Her sene farklı bir tema ile yoluna devam eden Kadın Kadına Öykü Yarışması tamamen kadınların emeğinden ve yüreğinden çıkan bir organizasyon. Daha çok yazılacak öykü, basılacak kitap var. Kadınlar bu varoluşunu paylaşmaya ve tarihe not düşerek kalıcılaştırmaya kararlı olduğu sürece de, mücadelenin bir parçası olacak bu yarışma.

Yeri gelmişken de hatırlatalım “Bir kadının bir başka kadını sevmesi kendiliğinden mücadelecidir” düşüncesi ile 9.su düzenlenen bu seneki yarışmanın kazananları 8 Mart’ta kaosgl.org websitesinden duyurulacak.

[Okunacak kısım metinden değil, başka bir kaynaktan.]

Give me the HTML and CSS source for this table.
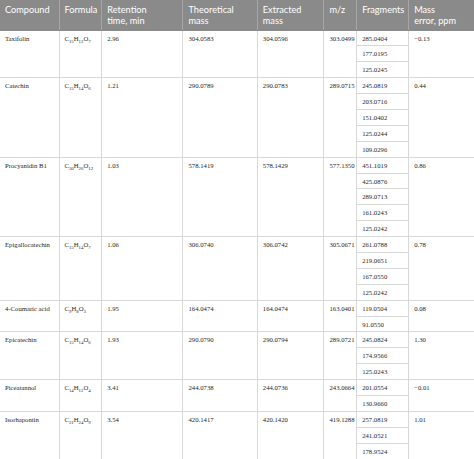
FILE: index.html
```html
<!DOCTYPE html>
<html>
<head>
<meta charset="utf-8">
<link rel="stylesheet" href="styles.css">
</head>
<body>
<table class="tbl">
<colgroup>
<col class="c1"><col class="c2"><col class="c3"><col class="c4"><col class="c5"><col class="c6"><col class="c7"><col class="c8">
</colgroup>
<thead>
<tr>
<th>Compound</th><th>Formula</th><th><span class="ln">Retention</span><span class="ln">time, min</span></th><th><span class="ln">Theoretical</span><span class="ln">mass</span></th><th><span class="ln">Extracted</span><span class="ln">mass</span></th><th>m/z</th><th>Fragments</th><th><span class="ln">Mass</span><span class="ln">error, ppm</span></th>
</tr>
</thead>
<tbody>
<tr><td rowspan="3">Taxifolin</td><td rowspan="3">C<sub>15</sub>H<sub>12</sub>O<sub>7</sub></td><td rowspan="3">2.96</td><td rowspan="3">304.0583</td><td rowspan="3">304.0596</td><td rowspan="3">303.0499</td><td class="fr">285.0404</td><td rowspan="3">−0.13</td></tr>
<tr><td class="fr">177.0195</td></tr>
<tr><td class="fr">125.0245</td></tr>

<tr><td rowspan="5">Catechin</td><td rowspan="5">C<sub>15</sub>H<sub>14</sub>O<sub>6</sub></td><td rowspan="5">1.21</td><td rowspan="5">290.0789</td><td rowspan="5">290.0783</td><td rowspan="5">289.0715</td><td class="fr">245.0819</td><td rowspan="5">0.44</td></tr>
<tr><td class="fr">203.0716</td></tr>
<tr><td class="fr">151.0402</td></tr>
<tr><td class="fr">125.0244</td></tr>
<tr><td class="fr">109.0296</td></tr>

<tr><td rowspan="5">Procyanidin B1</td><td rowspan="5">C<sub>30</sub>H<sub>26</sub>O<sub>12</sub></td><td rowspan="5">1.03</td><td rowspan="5">578.1419</td><td rowspan="5">578.1429</td><td rowspan="5">577.1350</td><td class="fr">451.1019</td><td rowspan="5">0.86</td></tr>
<tr><td class="fr">425.0876</td></tr>
<tr><td class="fr">289.0713</td></tr>
<tr><td class="fr">161.0243</td></tr>
<tr><td class="fr">125.0242</td></tr>

<tr><td rowspan="4">Epigallocatechin</td><td rowspan="4">C<sub>15</sub>H<sub>14</sub>O<sub>7</sub></td><td rowspan="4">1.06</td><td rowspan="4">306.0740</td><td rowspan="4">306.0742</td><td rowspan="4">305.0671</td><td class="fr">261.0788</td><td rowspan="4">0.78</td></tr>
<tr><td class="fr">219.0651</td></tr>
<tr><td class="fr">167.0550</td></tr>
<tr><td class="fr">125.0242</td></tr>

<tr><td rowspan="2">4-Coumaric acid</td><td rowspan="2">C<sub>9</sub>H<sub>8</sub>O<sub>3</sub></td><td rowspan="2">1.95</td><td rowspan="2">164.0474</td><td rowspan="2">164.0474</td><td rowspan="2">163.0401</td><td class="fr">119.0504</td><td rowspan="2">0.08</td></tr>
<tr><td class="fr">91.0550</td></tr>

<tr><td rowspan="3">Epicatechin</td><td rowspan="3">C<sub>15</sub>H<sub>14</sub>O<sub>6</sub></td><td rowspan="3">1.93</td><td rowspan="3">290.0790</td><td rowspan="3">290.0794</td><td rowspan="3">289.0721</td><td class="fr">245.0824</td><td rowspan="3">1.30</td></tr>
<tr><td class="fr">174.9566</td></tr>
<tr><td class="fr">125.0243</td></tr>

<tr><td rowspan="2">Piceatannol</td><td rowspan="2">C<sub>14</sub>H<sub>12</sub>O<sub>4</sub></td><td rowspan="2">3.41</td><td rowspan="2">244.0738</td><td rowspan="2">244.0736</td><td rowspan="2">243.0664</td><td class="fr">201.0554</td><td rowspan="2">−0.01</td></tr>
<tr><td class="fr">130.9660</td></tr>

<tr><td rowspan="3">Isorhapontin</td><td rowspan="3">C<sub>21</sub>H<sub>24</sub>O<sub>9</sub></td><td rowspan="3">3.54</td><td rowspan="3">420.1417</td><td rowspan="3">420.1420</td><td rowspan="3">419.1288</td><td class="fr">257.0819</td><td rowspan="3">1.01</td></tr>
<tr><td class="fr">241.0521</td></tr>
<tr><td class="fr">178.9524</td></tr>
</tbody>
</table>
</body>
</html>
```
FILE: styles.css
```css
html, body {
  margin: 0;
  padding: 0;
  background: #ffffff;
}
.tbl {
  width: 474px;
  table-layout: fixed;
  border-collapse: collapse;
  border-spacing: 0;
}
.c1 { width: 59px; }
.c2 { width: 42.7px; }
.c3 { width: 81.3px; }
.c4 { width: 74.3px; }
.c5 { width: 66.7px; }
.c6 { width: 32.7px; }
.c7 { width: 52px; }
.c8 { width: 65.3px; }

.tbl th {
  background: #8a8a8a;
  color: #ffffff;
  font-family: "Lato", "Open Sans", sans-serif;
  font-weight: 400;
  font-size: 9.2px;
  line-height: 10.5px;
  text-align: left;
  vertical-align: top;
  height: 30px;
  box-sizing: border-box;
  padding: 5px 3px 0 5px;
  border-left: 1px solid #a6a6a6;
  border-bottom: 1px solid #8a8a8a;
  white-space: nowrap;
}
.tbl th:first-child { border-left: none; }
.tbl th .ln {
  display: block;
  height: 10.5px;
  line-height: 10.5px;
}

.tbl td {
  font-family: "Liberation Serif", "Times New Roman", serif;
  font-size: 6.7px;
  line-height: 8px;
  color: #1f1f1f;
  text-align: left;
  vertical-align: top;
  padding: 4px 2px 0 5px;
  border: 1px solid #d8d8d8;
  height: 15.9px;
  box-sizing: border-box;
  white-space: nowrap;
}
.tbl tr > td:first-child { border-left: none; }
.tbl td:last-child { border-right: none; }
.tbl sub {
  font-size: 4.8px;
  line-height: 0;
  vertical-align: -1.5px;
}
```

* Kaos GL Kadın Kadına Öykü Yarışması Organizasyonu
**Bu sohbetler sırasında izlediğimiz, kadınları seven kadınları ‘canavar’laştıran Canavar (2003) filmi; bu duyguyu yaşayanları sorunlu, bunalımlı bir ergenliğe hapseden İki Genç Kızın Romanı (2002) kitabı ve kitaptan uyarlanan İki Genç Kız (2005) filmi; kadın kadına aşk ilişkisini kaybetmeye mahkûm olarak gösteren Kayıp ve Çılgın (2001) filmi  örneklerle daha da çeşitlendirilebilir.